Holding — Garrard, J.
- The Indiana Court of Appeals held that Powers was not entitled to a deficiency judgment after declaring a forfeiture in the contract with Ford.
Rule
- A vendor who declares a forfeiture of a contract cannot later seek a deficiency judgment based on that same contract.
Reasoning
- The Indiana Court of Appeals reasoned that by declaring a forfeiture, Powers effectively canceled the contract, extinguishing any further obligations of Ford under it. The court emphasized that a vendor may not pursue inconsistent remedies, meaning that once Powers invoked the forfeiture clause, he could not later seek to enforce the contract for additional payments.
- The court found that allowing Powers to seek a deficiency judgment would contradict the earlier cancellation of the contract.
- It noted that established legal precedent supports the notion that once a vendor chooses to disaffirm a contract through a forfeiture, they cannot later attempt to affirm it by seeking unpaid amounts.
- The court concluded that Powers' actions, including a quitclaim deed from Ford, further indicated that all obligations under the contract were terminated.
- Therefore, Powers could not hold Ford liable for the remaining balance of the purchase price.

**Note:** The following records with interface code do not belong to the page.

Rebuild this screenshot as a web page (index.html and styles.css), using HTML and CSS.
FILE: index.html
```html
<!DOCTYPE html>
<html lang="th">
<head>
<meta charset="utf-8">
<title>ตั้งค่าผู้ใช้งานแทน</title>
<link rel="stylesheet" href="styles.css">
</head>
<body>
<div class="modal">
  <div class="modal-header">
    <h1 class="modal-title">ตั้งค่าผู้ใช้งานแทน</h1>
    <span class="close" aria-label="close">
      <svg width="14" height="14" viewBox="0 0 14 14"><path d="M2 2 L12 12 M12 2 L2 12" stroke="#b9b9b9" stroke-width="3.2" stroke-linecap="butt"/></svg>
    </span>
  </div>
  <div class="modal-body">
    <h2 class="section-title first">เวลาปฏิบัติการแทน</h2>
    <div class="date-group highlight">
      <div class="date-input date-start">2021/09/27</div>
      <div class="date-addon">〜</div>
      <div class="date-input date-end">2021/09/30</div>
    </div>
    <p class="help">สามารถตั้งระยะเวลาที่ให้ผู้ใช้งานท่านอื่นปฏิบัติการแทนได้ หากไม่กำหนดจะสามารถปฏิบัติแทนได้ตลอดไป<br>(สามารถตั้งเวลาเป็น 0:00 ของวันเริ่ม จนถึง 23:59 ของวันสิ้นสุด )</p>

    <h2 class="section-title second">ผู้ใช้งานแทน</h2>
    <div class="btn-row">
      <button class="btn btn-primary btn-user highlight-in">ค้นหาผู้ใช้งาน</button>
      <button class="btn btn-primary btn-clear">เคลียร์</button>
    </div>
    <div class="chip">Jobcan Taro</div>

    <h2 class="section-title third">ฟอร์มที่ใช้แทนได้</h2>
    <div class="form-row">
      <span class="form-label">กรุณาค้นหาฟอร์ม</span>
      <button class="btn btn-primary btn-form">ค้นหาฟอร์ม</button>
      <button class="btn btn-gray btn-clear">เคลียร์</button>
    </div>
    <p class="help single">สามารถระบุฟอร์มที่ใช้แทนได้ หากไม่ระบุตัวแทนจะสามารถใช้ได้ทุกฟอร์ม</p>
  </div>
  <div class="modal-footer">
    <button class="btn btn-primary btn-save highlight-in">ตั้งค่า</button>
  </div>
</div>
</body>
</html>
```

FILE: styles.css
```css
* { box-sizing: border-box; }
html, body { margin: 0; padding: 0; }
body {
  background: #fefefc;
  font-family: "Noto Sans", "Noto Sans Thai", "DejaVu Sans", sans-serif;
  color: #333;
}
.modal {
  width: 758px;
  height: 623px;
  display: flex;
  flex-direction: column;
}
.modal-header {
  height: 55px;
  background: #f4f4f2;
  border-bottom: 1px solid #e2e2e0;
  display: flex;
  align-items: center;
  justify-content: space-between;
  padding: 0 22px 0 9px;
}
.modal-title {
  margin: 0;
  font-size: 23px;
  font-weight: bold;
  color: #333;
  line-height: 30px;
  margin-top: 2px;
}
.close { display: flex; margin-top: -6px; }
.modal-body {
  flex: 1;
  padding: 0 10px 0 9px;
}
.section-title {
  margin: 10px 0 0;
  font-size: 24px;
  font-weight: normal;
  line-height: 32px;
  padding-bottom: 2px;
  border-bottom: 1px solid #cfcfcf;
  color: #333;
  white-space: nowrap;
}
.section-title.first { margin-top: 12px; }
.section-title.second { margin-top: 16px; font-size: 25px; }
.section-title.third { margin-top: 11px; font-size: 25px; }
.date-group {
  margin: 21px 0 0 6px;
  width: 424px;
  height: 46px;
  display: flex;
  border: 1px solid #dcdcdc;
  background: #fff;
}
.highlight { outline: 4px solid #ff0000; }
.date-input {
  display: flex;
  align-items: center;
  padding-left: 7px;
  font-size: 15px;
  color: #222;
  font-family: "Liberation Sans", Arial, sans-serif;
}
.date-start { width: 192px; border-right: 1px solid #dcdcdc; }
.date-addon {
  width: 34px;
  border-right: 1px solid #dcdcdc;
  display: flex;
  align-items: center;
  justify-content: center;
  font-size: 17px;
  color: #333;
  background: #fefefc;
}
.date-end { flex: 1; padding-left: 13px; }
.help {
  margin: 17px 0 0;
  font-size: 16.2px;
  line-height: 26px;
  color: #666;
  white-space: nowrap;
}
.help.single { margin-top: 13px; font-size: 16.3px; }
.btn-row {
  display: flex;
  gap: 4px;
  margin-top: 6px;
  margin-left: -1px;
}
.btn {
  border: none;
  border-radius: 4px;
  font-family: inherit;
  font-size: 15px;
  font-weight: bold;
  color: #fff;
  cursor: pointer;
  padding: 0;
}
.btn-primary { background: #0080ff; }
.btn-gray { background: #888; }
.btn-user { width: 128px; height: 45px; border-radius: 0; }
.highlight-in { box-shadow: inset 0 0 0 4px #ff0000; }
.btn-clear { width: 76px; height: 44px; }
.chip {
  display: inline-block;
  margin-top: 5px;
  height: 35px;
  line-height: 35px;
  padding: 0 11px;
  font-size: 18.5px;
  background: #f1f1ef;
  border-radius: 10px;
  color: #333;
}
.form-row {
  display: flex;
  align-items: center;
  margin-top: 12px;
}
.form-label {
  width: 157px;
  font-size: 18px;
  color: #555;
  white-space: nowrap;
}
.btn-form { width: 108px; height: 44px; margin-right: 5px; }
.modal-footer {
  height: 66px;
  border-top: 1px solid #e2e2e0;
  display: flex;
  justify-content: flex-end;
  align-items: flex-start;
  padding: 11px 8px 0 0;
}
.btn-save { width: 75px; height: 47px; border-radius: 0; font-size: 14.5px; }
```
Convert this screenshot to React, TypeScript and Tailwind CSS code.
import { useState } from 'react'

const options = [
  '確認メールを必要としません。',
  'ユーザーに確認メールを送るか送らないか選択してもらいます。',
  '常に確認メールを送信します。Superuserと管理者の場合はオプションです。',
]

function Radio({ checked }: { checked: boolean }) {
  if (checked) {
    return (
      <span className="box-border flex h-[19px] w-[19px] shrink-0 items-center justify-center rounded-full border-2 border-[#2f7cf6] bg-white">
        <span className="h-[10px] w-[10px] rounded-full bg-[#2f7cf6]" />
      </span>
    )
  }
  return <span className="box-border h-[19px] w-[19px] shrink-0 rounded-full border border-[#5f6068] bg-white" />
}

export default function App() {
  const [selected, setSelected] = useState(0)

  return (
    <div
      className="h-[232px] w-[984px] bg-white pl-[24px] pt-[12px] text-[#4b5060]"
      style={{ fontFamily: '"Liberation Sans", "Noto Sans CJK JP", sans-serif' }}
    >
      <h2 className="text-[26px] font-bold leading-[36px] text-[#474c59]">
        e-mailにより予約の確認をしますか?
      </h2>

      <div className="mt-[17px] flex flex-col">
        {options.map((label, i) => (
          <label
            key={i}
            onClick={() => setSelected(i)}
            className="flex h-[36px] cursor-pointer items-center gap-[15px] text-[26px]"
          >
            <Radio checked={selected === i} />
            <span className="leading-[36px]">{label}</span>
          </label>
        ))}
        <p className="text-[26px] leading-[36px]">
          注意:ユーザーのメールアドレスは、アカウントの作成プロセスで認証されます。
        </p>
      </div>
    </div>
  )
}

Deep Dive: How the Court Reached Its Decision
Court's Reasoning on Forfeiture
The Indiana Court of Appeals reasoned that when Powers declared a forfeiture pursuant to the contract with Ford, he effectively canceled the contract and extinguished any further obligations Ford had under it. The court emphasized the principle that a vendor cannot pursue inconsistent remedies; thus, once Powers chose to invoke the forfeiture clause, he could not later seek to enforce the contract for additional payments. The court noted that allowing Powers to seek a deficiency judgment would contradict his prior action of canceling the contract, as it would imply that the contract was still in effect. This reasoning was grounded in established legal precedent that supports the notion that once a vendor opts to disaffirm a contract through a forfeiture, they are precluded from later attempting to affirm it by seeking unpaid amounts. The court highlighted that Powers' actions, including accepting a quitclaim deed from Ford, were indicative of the termination of all contractual obligations. By declaring a forfeiture, Powers had made a definitive choice that precluded any subsequent claims for the balance of the purchase price. Therefore, the court concluded that it would be legally inconsistent and improper for Powers to seek a deficiency judgment after having canceled the contract via forfeiture. Ultimately, the court affirmed the trial court's judgment in favor of Ford, reinforcing the legal principle that a vendor cannot disaffirm a contract and subsequently attempt to enforce it.
Legal Precedents Supporting the Court's Decision
The court referenced several legal precedents to support its reasoning, illustrating that the principle of not pursuing inconsistent remedies is well-established in contract law. In cases like Faysen Lake, Inc. v. Miller and Abodeely v. Cavras, courts have consistently ruled that once a vendor chooses to enforce a forfeiture, they lose the right to sue for unpaid installments under that same contract. These cases reinforced the idea that a vendor's election to declare a forfeiture signifies a complete disaffirmance of the contract, thereby nullifying any further claims against the defaulting buyer. The court cited that the forfeiture clause is designed for the vendor's benefit, allowing them to retain any payments made as liquidated damages for the breach. The rationale is that an obligation to pay the purchase price does not exist once the vendor has canceled the contract through forfeiture. The court also noted that once a seller has taken possession of the property following a forfeiture, they cannot later seek to enforce the contract through foreclosure or deficiency judgments. By aligning its decision with these precedents, the court established a firm legal basis for its ruling that Powers could not obtain a deficiency judgment after having declared a forfeiture.
Implications of the Court's Ruling
The court's ruling in Powers v. Ford underscored the significance of the election of remedies doctrine in contract law, particularly in transactions involving installment contracts and forfeiture clauses. By affirming that a vendor cannot simultaneously disaffirm a contract through forfeiture while also pursuing claims for unpaid amounts, the court clarified the legal landscape regarding vendor and purchaser rights. This decision served to protect buyers from the potential inequities of a vendor attempting to disaffirm a contract after having accepted substantial payments. Furthermore, the ruling established a clear precedent that emphasizes the importance of making deliberate choices regarding remedies when a buyer defaults. It reinforced the notion that once an option, such as forfeiture, is exercised, all related contractual obligations are terminated, thereby preventing further claims related to the contract. This case serves as a guiding principle for future disputes involving similar contractual scenarios, reminding vendors to carefully consider their options upon a buyer's default. The implications extend beyond this specific case, as they help clarify the boundaries of vendor rights while fostering fairness in contractual relationships.